◆ **What is expected**: Spot each line that carries the word "this"; copy those lines.

◆ **Records shown**:
[Start]

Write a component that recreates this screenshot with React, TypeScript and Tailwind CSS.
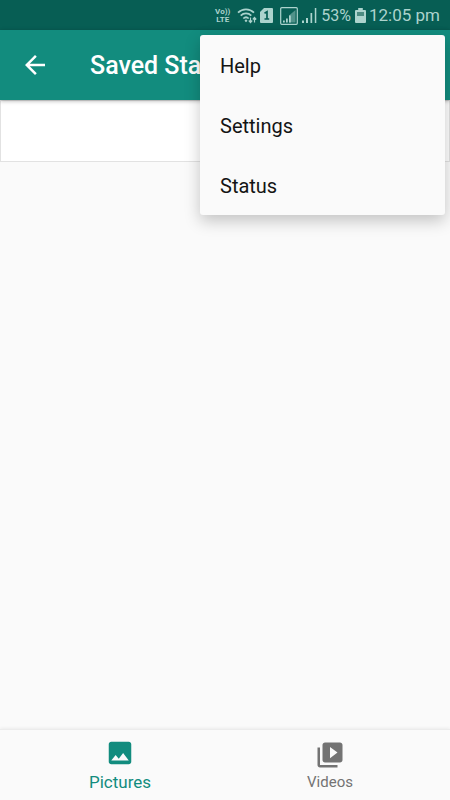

[End]
[Start]

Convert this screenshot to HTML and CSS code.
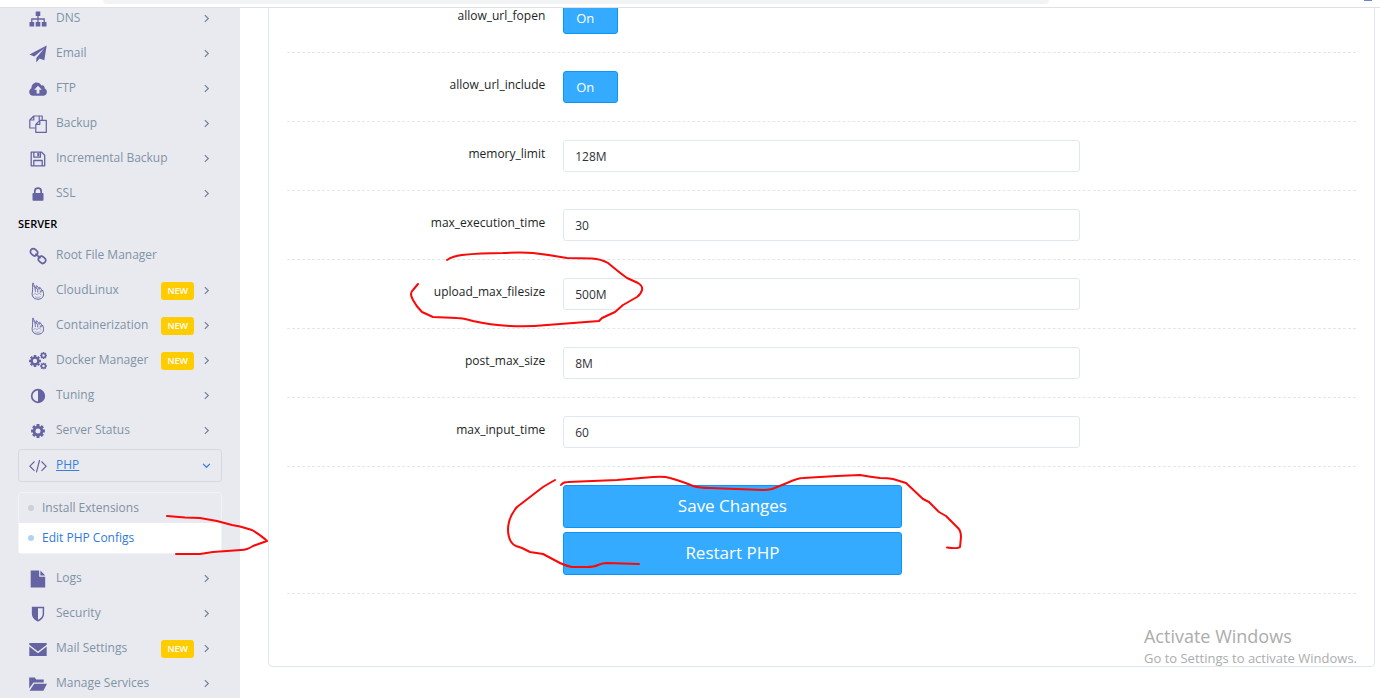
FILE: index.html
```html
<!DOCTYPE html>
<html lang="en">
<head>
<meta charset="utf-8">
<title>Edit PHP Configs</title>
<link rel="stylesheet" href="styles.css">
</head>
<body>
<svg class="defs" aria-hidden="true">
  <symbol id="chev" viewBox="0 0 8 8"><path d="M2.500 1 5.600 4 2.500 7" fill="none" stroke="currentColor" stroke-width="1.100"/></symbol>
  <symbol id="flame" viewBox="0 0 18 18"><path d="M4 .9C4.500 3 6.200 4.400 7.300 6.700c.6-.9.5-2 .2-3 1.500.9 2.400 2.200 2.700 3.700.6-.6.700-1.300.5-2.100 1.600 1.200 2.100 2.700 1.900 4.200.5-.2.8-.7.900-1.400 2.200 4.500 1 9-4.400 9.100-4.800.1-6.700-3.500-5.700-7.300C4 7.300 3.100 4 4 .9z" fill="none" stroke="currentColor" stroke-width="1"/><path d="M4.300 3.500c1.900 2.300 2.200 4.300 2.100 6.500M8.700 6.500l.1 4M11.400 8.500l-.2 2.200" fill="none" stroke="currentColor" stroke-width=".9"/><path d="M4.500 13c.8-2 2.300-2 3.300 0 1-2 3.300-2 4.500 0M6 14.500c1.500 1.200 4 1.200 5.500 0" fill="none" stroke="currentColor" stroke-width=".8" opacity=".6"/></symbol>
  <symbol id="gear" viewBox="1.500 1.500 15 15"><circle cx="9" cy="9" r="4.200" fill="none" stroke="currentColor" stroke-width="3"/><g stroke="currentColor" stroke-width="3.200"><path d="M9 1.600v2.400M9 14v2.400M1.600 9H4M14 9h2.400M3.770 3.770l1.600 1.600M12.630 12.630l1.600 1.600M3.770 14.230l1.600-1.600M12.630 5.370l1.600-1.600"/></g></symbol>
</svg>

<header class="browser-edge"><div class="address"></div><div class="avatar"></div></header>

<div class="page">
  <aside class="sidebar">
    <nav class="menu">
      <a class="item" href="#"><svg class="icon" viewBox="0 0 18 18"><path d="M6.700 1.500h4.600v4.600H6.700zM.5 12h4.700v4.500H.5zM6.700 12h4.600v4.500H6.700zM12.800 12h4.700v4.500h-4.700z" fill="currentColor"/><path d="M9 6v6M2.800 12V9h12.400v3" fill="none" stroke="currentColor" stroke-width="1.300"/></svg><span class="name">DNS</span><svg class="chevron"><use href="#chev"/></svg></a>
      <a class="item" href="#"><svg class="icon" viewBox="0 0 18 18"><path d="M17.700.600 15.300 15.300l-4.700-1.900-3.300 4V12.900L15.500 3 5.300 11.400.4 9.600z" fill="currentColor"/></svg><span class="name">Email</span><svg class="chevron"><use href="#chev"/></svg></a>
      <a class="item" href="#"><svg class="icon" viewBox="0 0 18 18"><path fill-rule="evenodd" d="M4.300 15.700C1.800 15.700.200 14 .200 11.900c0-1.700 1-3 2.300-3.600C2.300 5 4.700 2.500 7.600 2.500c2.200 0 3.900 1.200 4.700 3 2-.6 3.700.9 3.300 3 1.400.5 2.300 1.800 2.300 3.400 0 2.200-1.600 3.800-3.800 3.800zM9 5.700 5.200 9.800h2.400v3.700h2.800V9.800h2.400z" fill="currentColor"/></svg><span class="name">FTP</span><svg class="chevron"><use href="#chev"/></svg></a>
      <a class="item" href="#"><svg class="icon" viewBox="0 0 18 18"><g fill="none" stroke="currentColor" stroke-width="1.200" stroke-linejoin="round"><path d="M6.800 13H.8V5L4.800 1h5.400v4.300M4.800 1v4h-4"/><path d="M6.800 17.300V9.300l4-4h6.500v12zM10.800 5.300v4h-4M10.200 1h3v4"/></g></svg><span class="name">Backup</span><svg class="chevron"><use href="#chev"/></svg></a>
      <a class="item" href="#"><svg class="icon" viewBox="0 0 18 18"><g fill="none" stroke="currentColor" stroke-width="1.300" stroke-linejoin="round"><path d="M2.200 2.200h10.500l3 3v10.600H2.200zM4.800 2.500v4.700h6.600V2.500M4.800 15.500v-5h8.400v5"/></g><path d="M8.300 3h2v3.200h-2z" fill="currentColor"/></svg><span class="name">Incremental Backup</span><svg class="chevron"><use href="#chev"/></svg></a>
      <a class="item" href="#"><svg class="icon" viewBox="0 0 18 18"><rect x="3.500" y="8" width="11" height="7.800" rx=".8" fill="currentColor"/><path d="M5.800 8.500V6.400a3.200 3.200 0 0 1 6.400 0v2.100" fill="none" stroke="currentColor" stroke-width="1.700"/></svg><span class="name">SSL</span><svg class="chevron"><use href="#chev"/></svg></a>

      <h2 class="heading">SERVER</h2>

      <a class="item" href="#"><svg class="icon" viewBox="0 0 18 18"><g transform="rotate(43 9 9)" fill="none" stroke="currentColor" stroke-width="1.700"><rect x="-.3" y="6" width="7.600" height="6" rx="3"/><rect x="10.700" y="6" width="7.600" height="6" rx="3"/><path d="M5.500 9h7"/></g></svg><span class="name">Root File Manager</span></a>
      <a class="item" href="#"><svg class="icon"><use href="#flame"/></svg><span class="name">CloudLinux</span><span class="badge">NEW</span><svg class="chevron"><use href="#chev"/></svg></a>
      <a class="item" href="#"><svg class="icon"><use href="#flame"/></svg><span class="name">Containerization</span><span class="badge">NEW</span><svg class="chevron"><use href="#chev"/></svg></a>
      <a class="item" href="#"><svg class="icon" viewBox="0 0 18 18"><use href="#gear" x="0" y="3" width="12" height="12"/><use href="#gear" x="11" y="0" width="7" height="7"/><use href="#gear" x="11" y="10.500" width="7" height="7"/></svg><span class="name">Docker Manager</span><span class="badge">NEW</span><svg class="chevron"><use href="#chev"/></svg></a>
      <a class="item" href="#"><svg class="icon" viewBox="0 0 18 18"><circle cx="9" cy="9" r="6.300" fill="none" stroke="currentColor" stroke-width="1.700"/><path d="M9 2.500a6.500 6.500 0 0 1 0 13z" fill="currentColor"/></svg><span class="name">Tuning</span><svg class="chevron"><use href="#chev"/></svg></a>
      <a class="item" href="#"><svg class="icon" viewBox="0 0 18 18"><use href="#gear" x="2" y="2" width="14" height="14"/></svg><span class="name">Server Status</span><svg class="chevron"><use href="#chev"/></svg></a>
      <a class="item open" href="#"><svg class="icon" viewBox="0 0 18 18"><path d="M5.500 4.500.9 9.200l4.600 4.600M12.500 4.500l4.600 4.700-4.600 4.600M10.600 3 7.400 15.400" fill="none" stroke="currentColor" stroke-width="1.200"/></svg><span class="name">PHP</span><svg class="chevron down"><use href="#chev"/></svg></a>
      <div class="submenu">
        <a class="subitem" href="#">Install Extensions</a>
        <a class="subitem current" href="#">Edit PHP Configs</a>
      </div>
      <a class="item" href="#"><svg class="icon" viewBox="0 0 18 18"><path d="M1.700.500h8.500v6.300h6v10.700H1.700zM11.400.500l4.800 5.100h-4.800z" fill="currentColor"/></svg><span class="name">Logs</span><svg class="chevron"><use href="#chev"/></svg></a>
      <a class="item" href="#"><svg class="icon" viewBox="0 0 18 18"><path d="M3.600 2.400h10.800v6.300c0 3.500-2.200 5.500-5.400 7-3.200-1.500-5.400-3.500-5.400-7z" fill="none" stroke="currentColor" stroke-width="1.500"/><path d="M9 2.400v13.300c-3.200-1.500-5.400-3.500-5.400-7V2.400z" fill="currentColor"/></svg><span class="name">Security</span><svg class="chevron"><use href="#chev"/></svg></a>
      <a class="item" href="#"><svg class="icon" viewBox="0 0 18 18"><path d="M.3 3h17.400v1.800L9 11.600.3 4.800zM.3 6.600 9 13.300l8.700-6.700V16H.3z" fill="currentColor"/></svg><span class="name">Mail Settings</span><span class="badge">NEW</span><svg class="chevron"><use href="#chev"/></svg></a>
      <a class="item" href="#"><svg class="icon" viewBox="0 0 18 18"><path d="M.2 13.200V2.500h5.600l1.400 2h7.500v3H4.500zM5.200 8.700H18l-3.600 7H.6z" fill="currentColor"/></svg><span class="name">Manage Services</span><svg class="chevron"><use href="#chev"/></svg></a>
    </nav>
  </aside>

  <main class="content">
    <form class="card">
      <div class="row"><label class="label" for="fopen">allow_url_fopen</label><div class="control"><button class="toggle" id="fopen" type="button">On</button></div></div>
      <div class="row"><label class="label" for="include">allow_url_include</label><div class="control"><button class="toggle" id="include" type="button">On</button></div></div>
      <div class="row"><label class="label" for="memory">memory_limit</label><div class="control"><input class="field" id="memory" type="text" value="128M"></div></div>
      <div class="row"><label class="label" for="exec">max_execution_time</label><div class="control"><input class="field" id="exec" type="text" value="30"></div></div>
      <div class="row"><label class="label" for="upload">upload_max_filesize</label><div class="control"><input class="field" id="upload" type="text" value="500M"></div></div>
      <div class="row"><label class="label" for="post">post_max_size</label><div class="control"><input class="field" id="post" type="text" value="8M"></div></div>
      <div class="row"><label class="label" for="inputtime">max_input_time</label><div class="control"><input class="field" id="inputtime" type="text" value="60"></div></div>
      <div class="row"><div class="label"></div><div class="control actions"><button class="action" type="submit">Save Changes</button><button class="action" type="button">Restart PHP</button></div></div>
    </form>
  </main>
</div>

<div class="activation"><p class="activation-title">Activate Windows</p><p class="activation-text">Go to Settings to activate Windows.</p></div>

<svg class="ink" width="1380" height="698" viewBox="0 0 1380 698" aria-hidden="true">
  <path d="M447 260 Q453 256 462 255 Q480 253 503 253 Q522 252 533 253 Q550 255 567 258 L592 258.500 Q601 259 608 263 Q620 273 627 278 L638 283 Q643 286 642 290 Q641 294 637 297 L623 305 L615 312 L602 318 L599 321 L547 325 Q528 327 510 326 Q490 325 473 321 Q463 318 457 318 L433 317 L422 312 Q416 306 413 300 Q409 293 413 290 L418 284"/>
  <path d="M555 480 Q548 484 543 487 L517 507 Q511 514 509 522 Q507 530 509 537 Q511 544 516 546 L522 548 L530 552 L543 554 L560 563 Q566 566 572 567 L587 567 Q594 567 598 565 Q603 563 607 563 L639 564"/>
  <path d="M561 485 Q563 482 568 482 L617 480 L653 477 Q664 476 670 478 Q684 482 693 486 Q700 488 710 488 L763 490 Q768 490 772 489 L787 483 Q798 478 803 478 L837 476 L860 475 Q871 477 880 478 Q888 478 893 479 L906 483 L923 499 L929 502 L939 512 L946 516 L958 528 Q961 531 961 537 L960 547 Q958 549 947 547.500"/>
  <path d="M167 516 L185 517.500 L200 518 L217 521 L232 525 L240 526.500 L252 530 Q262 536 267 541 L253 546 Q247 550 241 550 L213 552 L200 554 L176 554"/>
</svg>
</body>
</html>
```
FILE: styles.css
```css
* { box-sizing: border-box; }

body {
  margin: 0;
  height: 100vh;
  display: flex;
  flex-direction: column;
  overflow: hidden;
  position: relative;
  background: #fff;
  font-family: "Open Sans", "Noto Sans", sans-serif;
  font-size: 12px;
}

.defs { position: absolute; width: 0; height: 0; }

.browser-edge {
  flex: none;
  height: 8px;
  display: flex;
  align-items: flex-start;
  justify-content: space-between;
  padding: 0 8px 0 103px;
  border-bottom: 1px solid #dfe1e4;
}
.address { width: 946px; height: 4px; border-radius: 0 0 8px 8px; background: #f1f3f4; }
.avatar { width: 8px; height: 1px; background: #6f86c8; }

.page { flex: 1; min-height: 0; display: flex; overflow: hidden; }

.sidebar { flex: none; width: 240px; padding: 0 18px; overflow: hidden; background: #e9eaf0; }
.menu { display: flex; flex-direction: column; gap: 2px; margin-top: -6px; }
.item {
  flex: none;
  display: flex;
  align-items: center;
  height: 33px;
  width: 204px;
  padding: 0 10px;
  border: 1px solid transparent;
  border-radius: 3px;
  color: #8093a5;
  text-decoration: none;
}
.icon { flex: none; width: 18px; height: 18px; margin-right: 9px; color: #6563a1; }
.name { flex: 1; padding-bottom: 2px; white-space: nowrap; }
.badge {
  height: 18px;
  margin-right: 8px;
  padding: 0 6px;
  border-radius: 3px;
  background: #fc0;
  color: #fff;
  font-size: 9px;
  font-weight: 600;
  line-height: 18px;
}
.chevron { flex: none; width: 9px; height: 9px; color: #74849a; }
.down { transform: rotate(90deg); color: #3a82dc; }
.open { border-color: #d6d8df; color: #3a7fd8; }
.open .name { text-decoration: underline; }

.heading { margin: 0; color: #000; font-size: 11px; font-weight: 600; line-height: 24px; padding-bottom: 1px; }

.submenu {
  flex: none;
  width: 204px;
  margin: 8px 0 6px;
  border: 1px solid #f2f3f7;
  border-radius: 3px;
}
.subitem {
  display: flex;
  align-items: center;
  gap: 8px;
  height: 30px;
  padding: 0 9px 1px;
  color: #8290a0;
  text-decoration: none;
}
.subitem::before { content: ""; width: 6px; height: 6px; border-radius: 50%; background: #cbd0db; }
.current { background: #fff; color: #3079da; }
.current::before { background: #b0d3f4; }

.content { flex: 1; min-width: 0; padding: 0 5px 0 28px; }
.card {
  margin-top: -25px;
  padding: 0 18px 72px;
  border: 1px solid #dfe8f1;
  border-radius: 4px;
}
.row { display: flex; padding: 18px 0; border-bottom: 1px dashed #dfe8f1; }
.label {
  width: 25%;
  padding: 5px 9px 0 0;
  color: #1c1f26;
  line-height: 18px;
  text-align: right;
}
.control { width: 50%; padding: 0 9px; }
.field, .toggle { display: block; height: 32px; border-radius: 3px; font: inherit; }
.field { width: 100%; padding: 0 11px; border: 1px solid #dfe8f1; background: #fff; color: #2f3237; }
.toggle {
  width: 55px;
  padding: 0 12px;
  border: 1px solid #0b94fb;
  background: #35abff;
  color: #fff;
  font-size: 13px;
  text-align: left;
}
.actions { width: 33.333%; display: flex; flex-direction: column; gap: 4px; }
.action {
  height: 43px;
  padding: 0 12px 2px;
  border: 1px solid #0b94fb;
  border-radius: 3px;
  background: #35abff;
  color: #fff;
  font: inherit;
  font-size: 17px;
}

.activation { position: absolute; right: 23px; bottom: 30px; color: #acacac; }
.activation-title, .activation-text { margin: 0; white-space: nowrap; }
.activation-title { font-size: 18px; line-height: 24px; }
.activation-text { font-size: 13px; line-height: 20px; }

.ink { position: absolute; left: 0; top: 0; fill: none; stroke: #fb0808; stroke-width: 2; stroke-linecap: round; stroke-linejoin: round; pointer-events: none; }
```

[End]

◆ **Exercise response**:
Write a component that recreates this screenshot with React, TypeScript and Tailwind CSS.
Convert this screenshot to HTML and CSS code.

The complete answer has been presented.